LISTED RECORDS:
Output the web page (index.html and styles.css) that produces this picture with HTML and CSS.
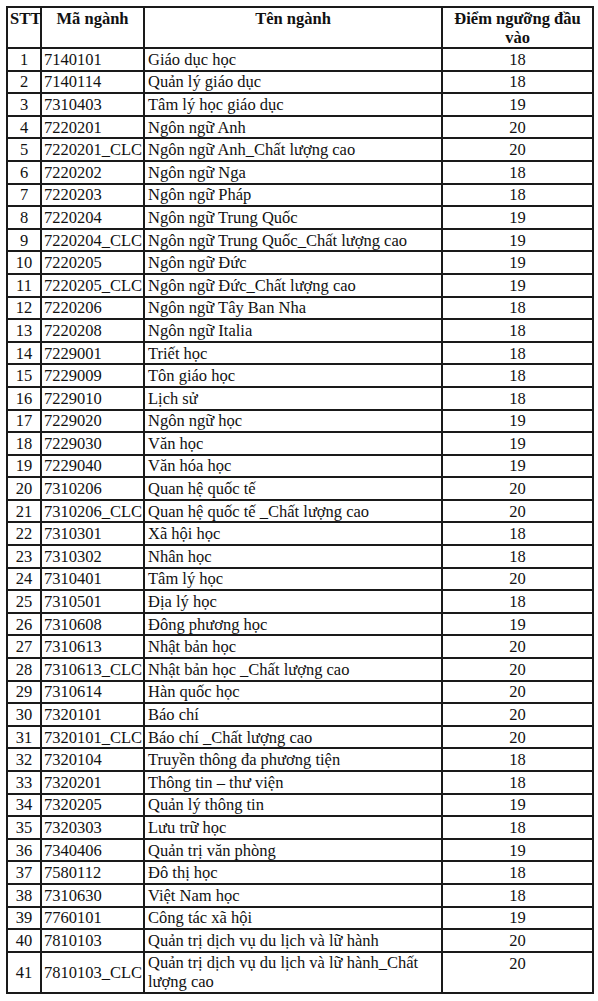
FILE: index.html
```html
<!DOCTYPE html>
<html lang="vi">
<head>
<meta charset="utf-8">
<title>Điểm ngưỡng đầu vào</title>
<link rel="stylesheet" href="styles.css">
</head>
<body>
<table class="scores">
<colgroup>
<col class="c-stt"><col class="c-code"><col class="c-name"><col class="c-score">
</colgroup>
<thead>
<tr><th>STT</th><th>Mã ngành</th><th>Tên ngành</th><th>Điểm ngưỡng đầu vào</th></tr>
</thead>
<tbody>
<tr><td class="stt">1</td><td class="code">7140101</td><td class="name">Giáo dục học</td><td class="score">18</td></tr>
<tr><td class="stt">2</td><td class="code">7140114</td><td class="name">Quản lý giáo dục</td><td class="score">18</td></tr>
<tr><td class="stt">3</td><td class="code">7310403</td><td class="name">Tâm lý học giáo dục</td><td class="score">19</td></tr>
<tr><td class="stt">4</td><td class="code">7220201</td><td class="name">Ngôn ngữ Anh</td><td class="score">20</td></tr>
<tr><td class="stt">5</td><td class="code">7220201_CLC</td><td class="name">Ngôn ngữ Anh_Chất lượng cao</td><td class="score">20</td></tr>
<tr><td class="stt">6</td><td class="code">7220202</td><td class="name">Ngôn ngữ Nga</td><td class="score">18</td></tr>
<tr><td class="stt">7</td><td class="code">7220203</td><td class="name">Ngôn ngữ Pháp</td><td class="score">18</td></tr>
<tr><td class="stt">8</td><td class="code">7220204</td><td class="name">Ngôn ngữ Trung Quốc</td><td class="score">19</td></tr>
<tr><td class="stt">9</td><td class="code">7220204_CLC</td><td class="name">Ngôn ngữ Trung Quốc_Chất lượng cao</td><td class="score">19</td></tr>
<tr><td class="stt">10</td><td class="code">7220205</td><td class="name">Ngôn ngữ Đức</td><td class="score">19</td></tr>
<tr><td class="stt">11</td><td class="code">7220205_CLC</td><td class="name">Ngôn ngữ Đức_Chất lượng cao</td><td class="score">19</td></tr>
<tr><td class="stt">12</td><td class="code">7220206</td><td class="name">Ngôn ngữ Tây Ban Nha</td><td class="score">18</td></tr>
<tr><td class="stt">13</td><td class="code">7220208</td><td class="name">Ngôn ngữ Italia</td><td class="score">18</td></tr>
<tr><td class="stt">14</td><td class="code">7229001</td><td class="name">Triết học</td><td class="score">18</td></tr>
<tr><td class="stt">15</td><td class="code">7229009</td><td class="name">Tôn giáo học</td><td class="score">18</td></tr>
<tr><td class="stt">16</td><td class="code">7229010</td><td class="name">Lịch sử</td><td class="score">18</td></tr>
<tr><td class="stt">17</td><td class="code">7229020</td><td class="name">Ngôn ngữ học</td><td class="score">19</td></tr>
<tr><td class="stt">18</td><td class="code">7229030</td><td class="name">Văn học</td><td class="score">19</td></tr>
<tr><td class="stt">19</td><td class="code">7229040</td><td class="name">Văn hóa học</td><td class="score">19</td></tr>
<tr><td class="stt">20</td><td class="code">7310206</td><td class="name">Quan hệ quốc tế</td><td class="score">20</td></tr>
<tr><td class="stt">21</td><td class="code">7310206_CLC</td><td class="name">Quan hệ quốc tế _Chất lượng cao</td><td class="score">20</td></tr>
<tr><td class="stt">22</td><td class="code">7310301</td><td class="name">Xã hội học</td><td class="score">18</td></tr>
<tr><td class="stt">23</td><td class="code">7310302</td><td class="name">Nhân học</td><td class="score">18</td></tr>
<tr><td class="stt">24</td><td class="code">7310401</td><td class="name">Tâm lý học</td><td class="score">20</td></tr>
<tr><td class="stt">25</td><td class="code">7310501</td><td class="name">Địa lý học</td><td class="score">18</td></tr>
<tr><td class="stt">26</td><td class="code">7310608</td><td class="name">Đông phương học</td><td class="score">19</td></tr>
<tr><td class="stt">27</td><td class="code">7310613</td><td class="name">Nhật bản học</td><td class="score">20</td></tr>
<tr><td class="stt">28</td><td class="code">7310613_CLC</td><td class="name">Nhật bản học _Chất lượng cao</td><td class="score">20</td></tr>
<tr><td class="stt">29</td><td class="code">7310614</td><td class="name">Hàn quốc học</td><td class="score">20</td></tr>
<tr><td class="stt">30</td><td class="code">7320101</td><td class="name">Báo chí</td><td class="score">20</td></tr>
<tr><td class="stt">31</td><td class="code">7320101_CLC</td><td class="name">Báo chí _Chất lượng cao</td><td class="score">20</td></tr>
<tr><td class="stt">32</td><td class="code">7320104</td><td class="name">Truyền thông đa phương tiện</td><td class="score">18</td></tr>
<tr><td class="stt">33</td><td class="code">7320201</td><td class="name">Thông tin – thư viện</td><td class="score">18</td></tr>
<tr><td class="stt">34</td><td class="code">7320205</td><td class="name">Quản lý thông tin</td><td class="score">19</td></tr>
<tr><td class="stt">35</td><td class="code">7320303</td><td class="name">Lưu trữ học</td><td class="score">18</td></tr>
<tr><td class="stt">36</td><td class="code">7340406</td><td class="name">Quản trị văn phòng</td><td class="score">19</td></tr>
<tr><td class="stt">37</td><td class="code">7580112</td><td class="name">Đô thị học</td><td class="score">18</td></tr>
<tr><td class="stt">38</td><td class="code">7310630</td><td class="name">Việt Nam học</td><td class="score">18</td></tr>
<tr><td class="stt">39</td><td class="code">7760101</td><td class="name">Công tác xã hội</td><td class="score">19</td></tr>
<tr><td class="stt">40</td><td class="code">7810103</td><td class="name">Quản trị dịch vụ du lịch và lữ hành</td><td class="score">20</td></tr>
<tr class="tall"><td class="stt">41</td><td class="code">7810103_CLC</td><td class="name">Quản trị dịch vụ du lịch và lữ hành_Chất lượng cao</td><td class="score">20</td></tr>
</tbody>
</table>
</body>
</html>
```

FILE: styles.css
```css
html, body {
  margin: 0;
  padding: 0;
  background: #ffffff;
}
body {
  padding: 6px 4px 0 6px;
  font-family: "Liberation Serif", "Times New Roman", serif;
  color: #111111;
}
.scores {
  border-collapse: collapse;
  table-layout: fixed;
  width: 588px;
  font-size: 16.5px;
  line-height: 19px;
}
.c-stt { width: 34px; }
.c-code { width: 103px; }
.c-name { width: 298px; }
.c-score { width: 151px; }

.scores th,
.scores td {
  border: 2px solid #1a1a1a;
  padding: 0 2px;
  white-space: nowrap;
}
.scores thead tr { height: 41px; }
.scores th {
  font-weight: bold;
  vertical-align: top;
  text-align: center;
  padding-top: 1px;
  white-space: normal;
}
.scores tbody tr { height: 22.6px; }
.scores td { vertical-align: middle; }
.scores td.stt { text-align: center; padding: 0; }
.scores td.code { text-align: left; padding-left: 2px; padding-right: 0; }
.scores td.name { text-align: left; padding-left: 3px; }
.scores td.score { text-align: center; }
.scores tr.tall { height: 41px; }
.scores tr.tall td.name { white-space: normal; }
.scores tr.tall td.score { vertical-align: top; padding-top: 1px; }
```
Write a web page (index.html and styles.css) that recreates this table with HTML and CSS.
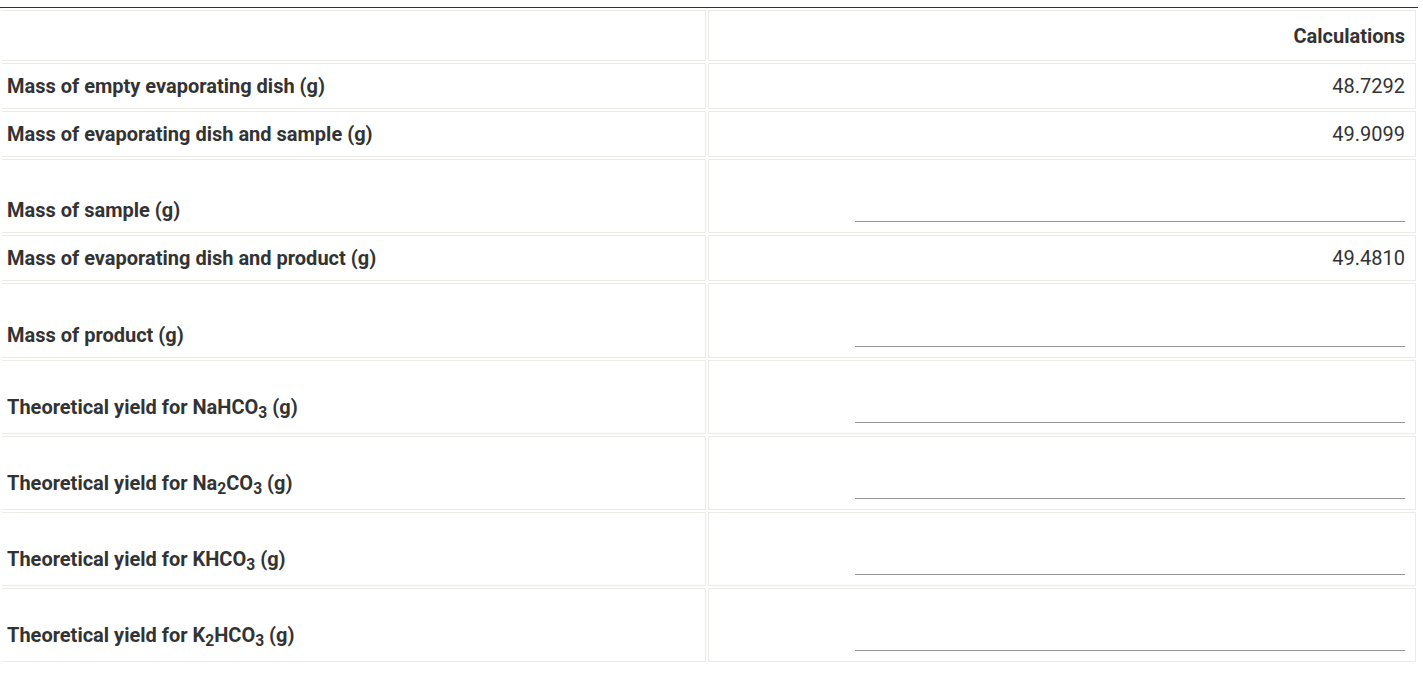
FILE: index.html
```html
<!DOCTYPE html>
<html>
<head>
<meta charset="utf-8">
<link rel="stylesheet" href="styles.css">
</head>
<body>
<div class="wrap">
<table class="calc">
  <tr class="head">
    <th class="label"></th>
    <th class="val">Calculations</th>
  </tr>
  <tr class="data">
    <td class="label">Mass of empty evaporating dish (g)</td>
    <td class="val">48.7292</td>
  </tr>
  <tr class="data">
    <td class="label">Mass of evaporating dish and sample (g)</td>
    <td class="val">49.9099</td>
  </tr>
  <tr class="blank">
    <td class="label">Mass of sample (g)</td>
    <td class="val"><div class="field"></div></td>
  </tr>
  <tr class="data">
    <td class="label">Mass of evaporating dish and product (g)</td>
    <td class="val">49.4810</td>
  </tr>
  <tr class="blank tall">
    <td class="label">Mass of product (g)</td>
    <td class="val"><div class="field"></div></td>
  </tr>
  <tr class="blank">
    <td class="label">Theoretical yield for NaHCO<sub>3</sub> (g)</td>
    <td class="val"><div class="field"></div></td>
  </tr>
  <tr class="blank">
    <td class="label">Theoretical yield for Na<sub>2</sub>CO<sub>3</sub> (g)</td>
    <td class="val"><div class="field"></div></td>
  </tr>
  <tr class="blank">
    <td class="label">Theoretical yield for KHCO<sub>3</sub> (g)</td>
    <td class="val"><div class="field"></div></td>
  </tr>
  <tr class="blank">
    <td class="label">Theoretical yield for K<sub>2</sub>HCO<sub>3</sub> (g)</td>
    <td class="val"><div class="field"></div></td>
  </tr>
</table>
</div>
</body>
</html>
```

FILE: styles.css
```css
html, body {
  margin: 0;
  padding: 0;
  background: #fff;
}
body {
  font-family: Roboto, "Liberation Sans", Arial, sans-serif;
  color: #333;
}
.wrap {
  width: 1418px;
  margin-top: 7px;
  border-top: 1px solid #333;
}
.calc {
  border-collapse: separate;
  border-spacing: 2px;
  width: 1418px;
  table-layout: fixed;
}
.calc th,
.calc td {
  border: 1px solid #ecebe6;
  padding: 0;
}
.calc .label {
  width: 698px;
  border-left: 0;
  text-align: left;
  font-size: 20px;
  font-weight: 700;
  line-height: 22px;
  padding-left: 5px;
}
.calc .val {
  text-align: right;
  padding-right: 10px;
}
.head th {
  height: 49px;
  vertical-align: middle;
}
.head .val {
  font-size: 20px;
  font-weight: 700;
}
.data td {
  height: 44px;
  vertical-align: middle;
}
.data .val {
  font-size: 20px;
  font-weight: 400;
  line-height: 22px;
}
.blank td {
  height: 61px;
  vertical-align: bottom;
}
.blank.tall td {
  height: 62px;
}
.blank .label {
  padding-bottom: 11px;
}
.blank .val {
  padding-bottom: 10px;
}
.field {
  width: 550px;
  height: 51px;
  margin-left: auto;
  border-bottom: 1px solid #969696;
}
sub {
  font-size: 0.78em;
  line-height: 1;
  vertical-align: -0.28em;
}
```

WHAT THE EXERCISE ASKS:
Filter the records down to the lines that contain the string "page", and copy those lines.

SOLUTION:
Output the web page (index.html and styles.css) that produces this picture with HTML and CSS.
Write a web page (index.html and styles.css) that recreates this table with HTML and CSS.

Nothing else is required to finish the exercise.